La certezza della pena

Si potrebbero portare numerosi casi in cui si nota che delinquenti riconosciuti tali dal tribunale e condannati, non soggiacciono concretamente alla pena decisa nel processo. Omar Favaro, ventun anno, protagonista con la fidanzata Erika De Nardo del massacro di Novi Ligure, quattordici anni di carcere, è in attesa di un permesso premio. Mattia M., diciassette anni, nel marzo 2003 uccide a coltellate Davide e Cesare, viene condannato a tre anni di messa in prova in una comunità di recupero, per lui il PM aveva chiesto otto anni di carcere già ridotti dallo sconto del rito abbreviato. Samson e Davide, sedici e diciassette anni, di Lonate Ceppino (Varese), nel 2000 uccidono una prostituta nigeriana; un anno dopo, il tribunale dei minori sospende per loro la pena a patto che per due anni si comportino bene.
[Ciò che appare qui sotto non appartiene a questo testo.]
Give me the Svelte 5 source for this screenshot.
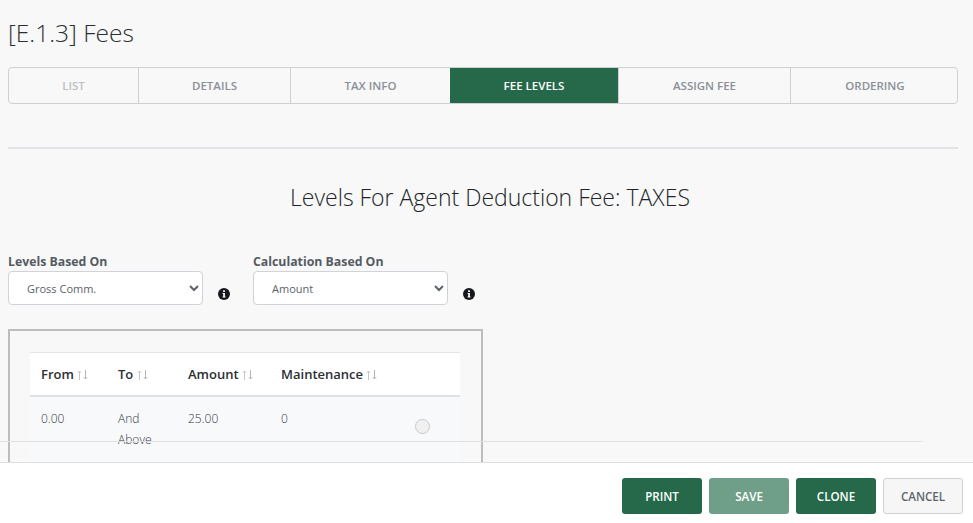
<script>
  const tabs = ['LIST', 'DETAILS', 'TAX INFO', 'FEE LEVELS', 'ASSIGN FEE', 'ORDERING'];
  const columns = [
    { name: 'From', width: 77 },
    { name: 'To', width: 70 },
    { name: 'Amount', width: 93 },
    { name: 'Maintenance', width: 128 }
  ];
  const row = ['0.00', 'And Above', '25.00', '0'];
  const selects = [
    { label: 'Levels Based On', value: 'Gross Comm.' },
    { label: 'Calculation Based On', value: 'Amount' }
  ];
</script>

<div class="page">
  <h1>[E.1.3] Fees</h1>

  <nav class="tabs">
    {#each tabs as tab, i}
      <div class="tab" class:muted={i === 0} class:active={i === 3}>{tab}</div>
    {/each}
  </nav>

  <hr class="rule" />

  <h2>Levels For Agent Deduction Fee: TAXES</h2>

  <div class="filters">
    {#each selects as s}
      <div class="filter">
        <div class="field">
          <label for={s.label}>{s.label}</label>
          <select id={s.label}>
            <option>{s.value}</option>
          </select>
        </div>
        <svg class="info" viewBox="0 0 12 12" width="12" height="12">
          <circle cx="6" cy="6" r="6" fill="#16181b" />
          <rect x="5.1" y="2.3" width="1.8" height="1.7" fill="#fff" />
          <path d="M4.6 5h2.3v3.6h.6v.9H4.6v-.9h.6V5.9h-.6z" fill="#fff" />
        </svg>
      </div>
    {/each}
  </div>

  <div class="box">
    <table>
      <thead>
        <tr>
          {#each columns as c}
            <th style="width: {c.width}px">
              {c.name}
              <svg class="sort" viewBox="0 0 11 10" width="11" height="10" fill="none">
                <path d="M2.5 10V1M.8 2.8 2.5 1l1.7 1.8" stroke="#c4c7ca" />
                <path d="M8.5 0v9M6.8 7.2 8.5 9l1.7-1.8" stroke="#b0b4b8" />
              </svg>
            </th>
          {/each}
          <th></th>
        </tr>
      </thead>
      <tbody>
        <tr>
          {#each row as cell}
            <td>{cell}</td>
          {/each}
          <td class="radio-cell"><span class="radio"></span></td>
        </tr>
      </tbody>
    </table>
  </div>

  <div class="overlay-line"></div>

  <footer>
    <button class="green">PRINT</button>
    <button class="green faded">SAVE</button>
    <button class="green">CLONE</button>
    <button class="cancel">CANCEL</button>
  </footer>
</div>

<style>
  :global(body) {
    margin: 0;
    background: #f8f8f8;
    overflow: hidden;
  }
  .page {
    height: 523px;
    overflow: hidden;
    padding: 0 15px 0 8px;
    box-sizing: border-box;
    font-family: "Open Sans", sans-serif;
    color: #212529;
    position: relative;
  }
  h1 {
    margin: 0;
    padding-top: 16px;
    height: 67px;
    box-sizing: border-box;
    font-size: 24.5px;
    line-height: 34px;
    font-weight: 300;
    color: #2b2f33;
  }
  .tabs {
    display: grid;
    grid-template-columns: 129px 152px 160px 168px 172px 169px;
    height: 37px;
    box-sizing: border-box;
    border: 1px solid #ced0d2;
    border-radius: 4px;
  }
  .tab {
    display: flex;
    align-items: center;
    justify-content: center;
    border-left: 1px solid #ced0d2;
    font-size: 11.5px;
    font-weight: 600;
    color: #8a9097;
  }
  .tab:first-child {
    border-left: 0;
  }
  .tab.muted {
    color: #bcc0c4;
  }
  .tab.active {
    background: #25694a;
    color: #fff;
    border-left: 0;
  }
  .rule {
    margin: 43px 0 0;
    border: 0;
    border-top: 2px solid #e1e3e6;
  }
  h2 {
    margin: 0;
    padding: 32px 0 0 14px;
    font-size: 23px;
    line-height: 32px;
    font-weight: 300;
    text-align: center;
    color: #212529;
  }
  .filters {
    display: flex;
    gap: 23px;
    margin-top: 41px;
  }
  .filter {
    display: flex;
    align-items: flex-end;
    gap: 15px;
  }
  .field {
    display: flex;
    flex-direction: column;
    width: 195px;
  }
  label {
    font-size: 12.3px;
    line-height: 16px;
    font-weight: 700;
    color: #555b63;
    margin-bottom: 1px;
    white-space: nowrap;
  }
  select {
    height: 34px;
    padding: 0 14px;
    font-family: inherit;
    font-size: 11px;
    color: #5c6269;
    background: #fff;
    border: 1px solid #cfd4da;
    border-radius: 4px;
  }
  .info {
    margin-bottom: 5px;
  }
  .box {
    margin-top: 24px;
    width: 475px;
    height: 200px;
    box-sizing: border-box;
    border: 2px solid #bdbdbd;
    padding: 21px 20px 0;
  }
  table {
    width: 430px;
    border-collapse: collapse;
    table-layout: fixed;
    font-size: 12px;
  }
  thead tr {
    background: #fff;
  }
  th {
    height: 43px;
    box-sizing: border-box;
    text-align: left;
    padding: 0 0 0 11px;
    font-size: 13px;
    font-weight: 600;
    color: #2b2f33;
    border-top: 1px solid #e3e5e8;
    border-bottom: 2px solid #dee2e6;
    white-space: nowrap;
  }
  .sort {
    vertical-align: -1px;
  }
  tbody tr {
    background: #f8f9fb;
  }
  td {
    height: 63px;
    vertical-align: top;
    padding: 11px 11px 0;
    line-height: 21px;
    font-weight: 300;
    color: #33383d;
  }
  td:nth-child(2) {
    padding-right: 20px;
  }
  .radio-cell {
    padding: 22px 0 0 17px;
  }
  .radio {
    display: block;
    width: 13px;
    height: 13px;
    border: 1px solid #c6c8ca;
    border-radius: 50%;
    background: #f1f1f1;
  }
  .overlay-line {
    position: absolute;
    left: 0;
    top: 441px;
    width: 922px;
    border-top: 1px solid #dfe1e4;
  }
  footer {
    position: absolute;
    left: 0;
    right: 0;
    bottom: 0;
    height: 61px;
    box-sizing: border-box;
    border-top: 1px solid #dedfe1;
    background: #fff;
    display: flex;
    justify-content: flex-end;
    gap: 7px;
    padding: 15px 10px 0 0;
  }
  button {
    width: 80px;
    height: 36px;
    border-radius: 3px;
    font-family: inherit;
    font-size: 11.6px;
    font-weight: 600;
    padding: 0;
  }
  .green {
    background: #25694a;
    border: 0;
    color: #fff;
  }
  .faded {
    background: #6f9f88;
  }
  .cancel {
    background: #f6f6f7;
    border: 1px solid #cfd1d4;
    color: #5f656d;
  }
</style>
E si potrebbe continuare nella casistica che si va allungando a motivo di certa magistratura buonista, e lascia perplessi e irritati i cittadini comuni.

Che dire? Che la pena di delitti dev’essere rieducativa. E tuttavia è da precisare senza eccessiva indulgenza lo stile invalso presso alcuni giudici. Rieducare, per chi ha commesso reati – e magari delitti – implica una giusta punizione. Se no, si diffonde la convinzione che è possibile andare contro la società senza pagare poi la propria responsabilità.

L’aspetto educativo della pena, inoltre, deve in qualche modo ricostruire una personalità – quella del reo riconosciuto – che si renda conto del male compiuto e si riveda – in qualche modo si converta – rispetto al comportamento che l’ha portato nel carcere, minorile o normale che sia. Per far questo occorrerà rivedere a fondo il modo di vivere il periodo della prigione. Non si potrà fingere che nulla sia capitato. Non si potrà, dopo pochissimo tempo, salutare l’interessato augurandogli di fare il buono.

Il compito pedagogico della pena, ancora, deve spingere il condannato a riparare il male compiuto. Si tratta di un principio di giustizia che dev’essere fatto valere nei limiti del possibile. Non è congruo che il malvivente incontri per strada le sue vittime e quasi le derida.

La dimensione pedagogica della pena, ancora, deve, per quanto è consentito, ristabilire l’ordine sociale che è stato leso da atti criminosi o comunque ingiusti. I cittadini rispettosi della legge hanno diritto di essere tutelati e messi in condizione di poter svolgere la loro vita nella tranquillità. Non possono essere lasciati nella condizione di chi teme costantemente aggressioni, furti e così via. Pure per questo motivo occorre che l’attuazione della pena sia resa certa. Interamente o quasi. Già è disagevole l’essere giudicati da magistrati schierati ideologicamente o/e politicamente. Almeno chi esercita la giustizia la eserciti davvero.

Una obiezione potrebbe venire dai credenti che spesso insistono sul perdono da concedere. Merita di precisare che il perdono nel rapporto interumano e all’interno della società non cancella l’esigenza di sottoporsi alla fatica rieducativa dalla colpa in tutte le sue componenti. Anzi, l’amore che si vuole all’altro, anche nemico, aiuta a prendere coscienza della propria situazione e dell’obbligo di ristabilire l’ordine. Un perdono concesso senza motivo – lo si voglia o no – tratta il colpevole come un incapace che non merita dignità. Gli toglie la speranza di potersi  redimere dal punto di vista umano.